* What you have to do:
Look through the records that follow. Copy every line containing the word "components".

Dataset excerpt
+--
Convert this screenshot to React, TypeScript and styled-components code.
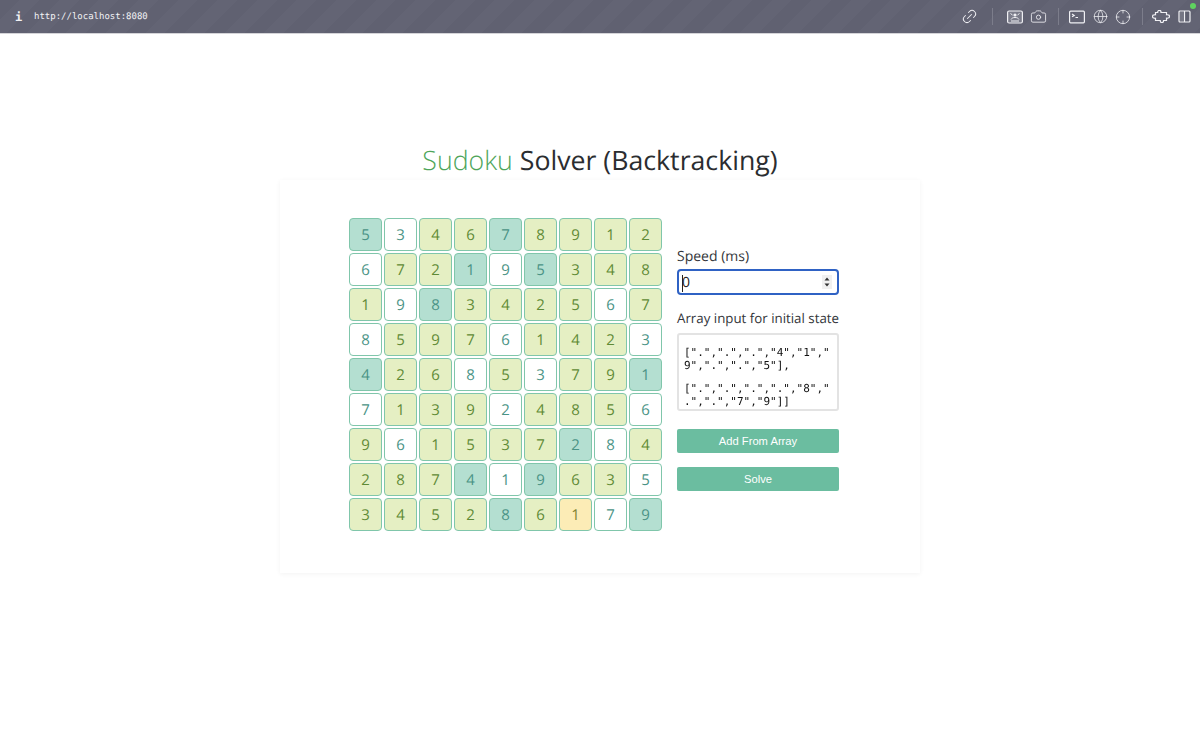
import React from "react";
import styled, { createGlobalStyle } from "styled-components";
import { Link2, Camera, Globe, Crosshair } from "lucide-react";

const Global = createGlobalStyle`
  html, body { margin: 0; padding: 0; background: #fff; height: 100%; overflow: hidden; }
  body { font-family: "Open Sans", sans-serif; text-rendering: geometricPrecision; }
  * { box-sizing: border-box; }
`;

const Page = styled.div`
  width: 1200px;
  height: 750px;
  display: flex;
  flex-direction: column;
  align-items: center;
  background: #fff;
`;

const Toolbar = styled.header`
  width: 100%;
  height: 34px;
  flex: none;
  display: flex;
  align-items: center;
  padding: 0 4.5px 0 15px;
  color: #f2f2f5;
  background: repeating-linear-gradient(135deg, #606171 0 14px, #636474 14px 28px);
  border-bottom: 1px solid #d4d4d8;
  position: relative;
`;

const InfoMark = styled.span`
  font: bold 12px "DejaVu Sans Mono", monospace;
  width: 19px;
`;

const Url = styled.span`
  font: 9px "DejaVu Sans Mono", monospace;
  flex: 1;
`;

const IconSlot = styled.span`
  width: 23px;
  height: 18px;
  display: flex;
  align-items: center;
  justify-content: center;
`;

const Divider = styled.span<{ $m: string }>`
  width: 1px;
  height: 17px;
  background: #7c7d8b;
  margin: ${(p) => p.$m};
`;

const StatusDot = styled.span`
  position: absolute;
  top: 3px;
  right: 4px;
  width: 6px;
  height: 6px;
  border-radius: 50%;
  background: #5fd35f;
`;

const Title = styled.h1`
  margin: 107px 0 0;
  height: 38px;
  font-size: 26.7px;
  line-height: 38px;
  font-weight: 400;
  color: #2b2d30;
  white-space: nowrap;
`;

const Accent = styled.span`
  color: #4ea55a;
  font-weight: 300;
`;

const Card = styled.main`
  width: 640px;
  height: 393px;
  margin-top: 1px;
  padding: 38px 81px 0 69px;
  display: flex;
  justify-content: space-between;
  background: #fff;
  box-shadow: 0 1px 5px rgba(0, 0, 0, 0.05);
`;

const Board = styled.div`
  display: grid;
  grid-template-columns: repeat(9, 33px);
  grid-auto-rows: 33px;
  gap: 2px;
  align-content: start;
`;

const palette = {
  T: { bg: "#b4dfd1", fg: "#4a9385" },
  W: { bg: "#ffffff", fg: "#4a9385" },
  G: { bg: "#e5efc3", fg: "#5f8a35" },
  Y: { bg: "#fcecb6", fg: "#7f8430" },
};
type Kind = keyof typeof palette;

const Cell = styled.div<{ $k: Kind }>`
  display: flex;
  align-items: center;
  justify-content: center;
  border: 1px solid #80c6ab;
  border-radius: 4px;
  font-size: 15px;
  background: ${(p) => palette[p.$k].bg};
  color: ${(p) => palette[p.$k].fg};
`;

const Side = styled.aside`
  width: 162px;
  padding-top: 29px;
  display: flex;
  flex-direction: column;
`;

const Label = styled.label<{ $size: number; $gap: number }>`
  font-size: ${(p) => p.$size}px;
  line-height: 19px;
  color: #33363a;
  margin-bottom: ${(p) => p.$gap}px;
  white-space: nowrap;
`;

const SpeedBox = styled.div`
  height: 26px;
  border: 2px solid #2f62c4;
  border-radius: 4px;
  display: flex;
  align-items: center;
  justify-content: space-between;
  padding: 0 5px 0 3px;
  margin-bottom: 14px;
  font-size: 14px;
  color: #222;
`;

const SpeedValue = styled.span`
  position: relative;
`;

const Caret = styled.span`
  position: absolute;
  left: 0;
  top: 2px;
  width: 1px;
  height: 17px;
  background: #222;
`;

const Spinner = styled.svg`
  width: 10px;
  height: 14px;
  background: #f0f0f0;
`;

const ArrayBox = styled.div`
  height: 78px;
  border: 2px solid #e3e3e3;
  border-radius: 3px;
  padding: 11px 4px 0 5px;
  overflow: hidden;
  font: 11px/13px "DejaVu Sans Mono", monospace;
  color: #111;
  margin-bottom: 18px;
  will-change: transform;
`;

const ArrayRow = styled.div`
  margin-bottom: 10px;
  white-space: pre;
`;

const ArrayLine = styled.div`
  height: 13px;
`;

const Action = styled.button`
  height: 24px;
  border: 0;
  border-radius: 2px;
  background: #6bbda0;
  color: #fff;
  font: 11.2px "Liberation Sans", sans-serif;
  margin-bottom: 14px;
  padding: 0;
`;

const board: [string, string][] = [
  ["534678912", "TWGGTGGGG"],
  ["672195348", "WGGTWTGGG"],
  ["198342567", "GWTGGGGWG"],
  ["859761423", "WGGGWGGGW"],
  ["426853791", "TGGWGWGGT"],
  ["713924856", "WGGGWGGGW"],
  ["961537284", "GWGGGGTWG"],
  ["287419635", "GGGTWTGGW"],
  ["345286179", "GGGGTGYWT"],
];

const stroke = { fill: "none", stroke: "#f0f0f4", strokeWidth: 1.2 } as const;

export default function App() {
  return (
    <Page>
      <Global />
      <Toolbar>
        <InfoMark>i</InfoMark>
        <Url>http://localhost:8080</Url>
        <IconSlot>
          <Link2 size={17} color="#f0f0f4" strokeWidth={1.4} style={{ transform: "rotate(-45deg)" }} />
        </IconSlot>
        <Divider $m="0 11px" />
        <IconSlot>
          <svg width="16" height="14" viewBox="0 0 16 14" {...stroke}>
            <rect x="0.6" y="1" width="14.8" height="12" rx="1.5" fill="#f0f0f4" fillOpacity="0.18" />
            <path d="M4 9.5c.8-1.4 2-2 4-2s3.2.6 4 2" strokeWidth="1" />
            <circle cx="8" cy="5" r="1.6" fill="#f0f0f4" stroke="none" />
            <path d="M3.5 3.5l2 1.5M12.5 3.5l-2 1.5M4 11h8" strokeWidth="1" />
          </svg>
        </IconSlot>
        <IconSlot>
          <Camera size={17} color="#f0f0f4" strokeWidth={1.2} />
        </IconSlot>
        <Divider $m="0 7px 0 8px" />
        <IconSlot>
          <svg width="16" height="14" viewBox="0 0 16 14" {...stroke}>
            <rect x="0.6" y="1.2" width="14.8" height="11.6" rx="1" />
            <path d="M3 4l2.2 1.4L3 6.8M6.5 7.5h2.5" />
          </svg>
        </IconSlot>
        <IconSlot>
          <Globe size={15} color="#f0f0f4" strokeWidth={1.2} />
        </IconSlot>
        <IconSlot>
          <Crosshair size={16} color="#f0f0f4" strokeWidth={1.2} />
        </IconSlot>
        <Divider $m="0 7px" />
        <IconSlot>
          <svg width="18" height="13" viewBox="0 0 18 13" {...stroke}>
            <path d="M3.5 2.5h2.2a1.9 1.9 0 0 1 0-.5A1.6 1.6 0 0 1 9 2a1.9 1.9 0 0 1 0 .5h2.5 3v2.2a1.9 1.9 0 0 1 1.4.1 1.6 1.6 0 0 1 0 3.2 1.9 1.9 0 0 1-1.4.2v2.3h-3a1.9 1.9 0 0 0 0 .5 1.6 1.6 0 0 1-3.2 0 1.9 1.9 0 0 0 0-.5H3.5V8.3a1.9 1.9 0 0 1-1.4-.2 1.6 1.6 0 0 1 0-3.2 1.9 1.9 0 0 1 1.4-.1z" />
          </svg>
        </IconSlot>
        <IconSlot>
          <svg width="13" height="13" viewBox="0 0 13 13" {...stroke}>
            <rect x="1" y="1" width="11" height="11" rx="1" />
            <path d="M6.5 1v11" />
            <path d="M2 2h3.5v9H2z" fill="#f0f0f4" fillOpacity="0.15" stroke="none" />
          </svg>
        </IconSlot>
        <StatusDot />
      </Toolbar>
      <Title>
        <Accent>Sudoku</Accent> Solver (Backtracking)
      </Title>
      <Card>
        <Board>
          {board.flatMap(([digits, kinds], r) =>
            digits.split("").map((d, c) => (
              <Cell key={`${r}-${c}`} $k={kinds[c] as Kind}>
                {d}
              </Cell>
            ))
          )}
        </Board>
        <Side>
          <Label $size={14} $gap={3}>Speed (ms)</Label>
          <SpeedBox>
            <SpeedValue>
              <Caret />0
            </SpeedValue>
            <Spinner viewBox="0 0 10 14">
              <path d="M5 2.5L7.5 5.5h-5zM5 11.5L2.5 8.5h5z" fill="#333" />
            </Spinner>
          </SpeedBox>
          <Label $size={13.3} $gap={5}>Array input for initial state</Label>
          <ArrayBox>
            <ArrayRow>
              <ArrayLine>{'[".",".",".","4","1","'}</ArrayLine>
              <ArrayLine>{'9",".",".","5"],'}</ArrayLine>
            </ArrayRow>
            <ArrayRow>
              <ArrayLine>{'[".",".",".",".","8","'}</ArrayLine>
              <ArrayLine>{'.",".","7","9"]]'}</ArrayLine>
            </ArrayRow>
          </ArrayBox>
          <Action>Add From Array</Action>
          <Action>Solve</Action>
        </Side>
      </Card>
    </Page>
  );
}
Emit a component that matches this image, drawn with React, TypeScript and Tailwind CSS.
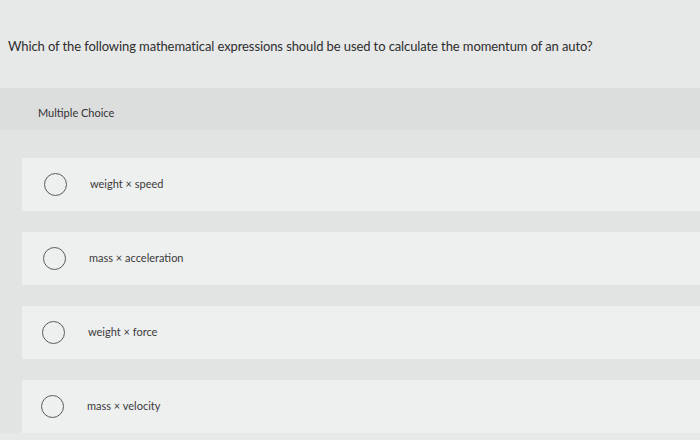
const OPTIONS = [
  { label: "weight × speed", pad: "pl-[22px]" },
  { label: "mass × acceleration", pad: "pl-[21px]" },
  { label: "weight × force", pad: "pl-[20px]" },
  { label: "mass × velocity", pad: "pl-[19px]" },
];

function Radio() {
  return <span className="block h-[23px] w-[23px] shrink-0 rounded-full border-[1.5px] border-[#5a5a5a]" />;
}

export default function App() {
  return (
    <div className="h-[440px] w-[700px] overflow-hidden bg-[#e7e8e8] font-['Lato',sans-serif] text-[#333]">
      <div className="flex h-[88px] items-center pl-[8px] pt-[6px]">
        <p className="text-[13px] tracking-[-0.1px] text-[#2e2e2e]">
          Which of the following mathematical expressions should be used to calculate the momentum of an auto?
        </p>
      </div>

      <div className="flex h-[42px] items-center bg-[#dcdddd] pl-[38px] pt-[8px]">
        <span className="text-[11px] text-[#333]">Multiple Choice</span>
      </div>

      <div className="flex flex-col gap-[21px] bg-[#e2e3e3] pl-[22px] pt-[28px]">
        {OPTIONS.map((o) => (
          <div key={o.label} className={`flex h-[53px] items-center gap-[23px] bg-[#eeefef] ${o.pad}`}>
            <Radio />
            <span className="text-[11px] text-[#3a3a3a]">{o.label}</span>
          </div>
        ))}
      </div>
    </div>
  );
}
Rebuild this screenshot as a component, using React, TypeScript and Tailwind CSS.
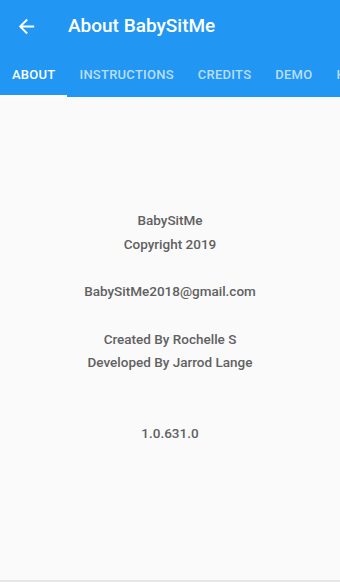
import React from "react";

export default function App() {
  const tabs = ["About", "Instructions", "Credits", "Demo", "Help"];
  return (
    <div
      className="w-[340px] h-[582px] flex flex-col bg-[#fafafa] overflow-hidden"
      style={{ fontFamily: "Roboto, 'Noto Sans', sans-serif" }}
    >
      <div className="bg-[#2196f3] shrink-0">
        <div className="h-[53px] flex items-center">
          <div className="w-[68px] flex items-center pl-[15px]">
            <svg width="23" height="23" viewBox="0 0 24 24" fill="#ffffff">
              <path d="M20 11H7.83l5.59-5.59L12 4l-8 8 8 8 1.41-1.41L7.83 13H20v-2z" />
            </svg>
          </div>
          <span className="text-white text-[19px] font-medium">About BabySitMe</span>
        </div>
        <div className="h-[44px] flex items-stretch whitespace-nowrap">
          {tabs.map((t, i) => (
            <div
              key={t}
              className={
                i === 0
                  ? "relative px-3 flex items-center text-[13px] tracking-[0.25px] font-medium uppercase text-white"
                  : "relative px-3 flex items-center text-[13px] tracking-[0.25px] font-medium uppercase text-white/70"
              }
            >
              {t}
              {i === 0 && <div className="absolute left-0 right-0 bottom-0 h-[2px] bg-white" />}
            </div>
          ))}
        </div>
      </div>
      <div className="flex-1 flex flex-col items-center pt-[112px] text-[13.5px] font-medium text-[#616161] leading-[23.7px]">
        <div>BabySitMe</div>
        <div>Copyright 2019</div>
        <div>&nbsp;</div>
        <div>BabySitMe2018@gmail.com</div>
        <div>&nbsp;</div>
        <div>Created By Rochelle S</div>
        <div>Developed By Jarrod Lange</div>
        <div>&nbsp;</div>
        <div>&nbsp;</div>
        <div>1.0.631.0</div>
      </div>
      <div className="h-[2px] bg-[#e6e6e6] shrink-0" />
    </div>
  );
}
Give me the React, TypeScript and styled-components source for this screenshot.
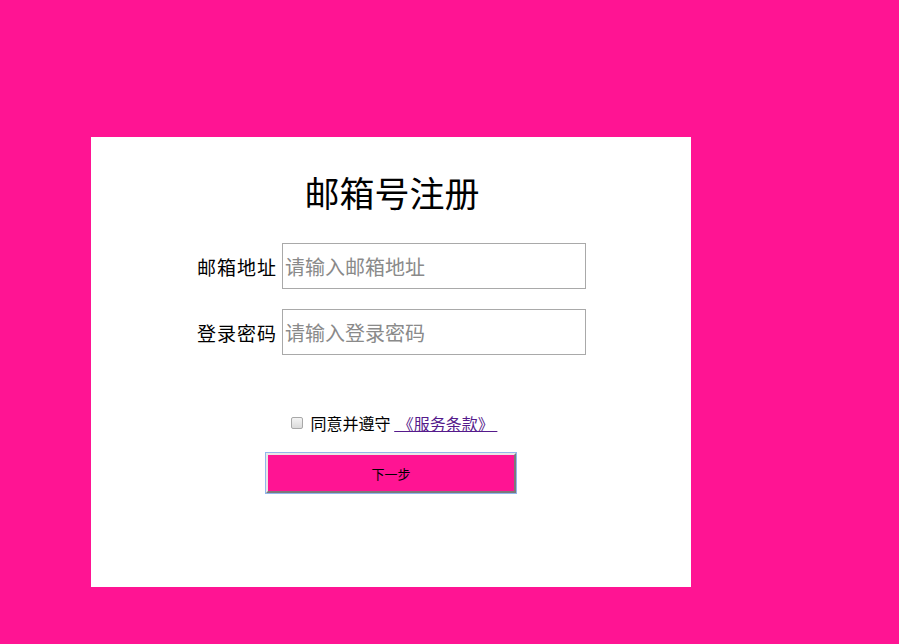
+--
* Result for this exercise:
Convert this screenshot to React, TypeScript and styled-components code.
import styled, { createGlobalStyle } from "styled-components";
Give me the React, TypeScript and styled-components source for this screenshot.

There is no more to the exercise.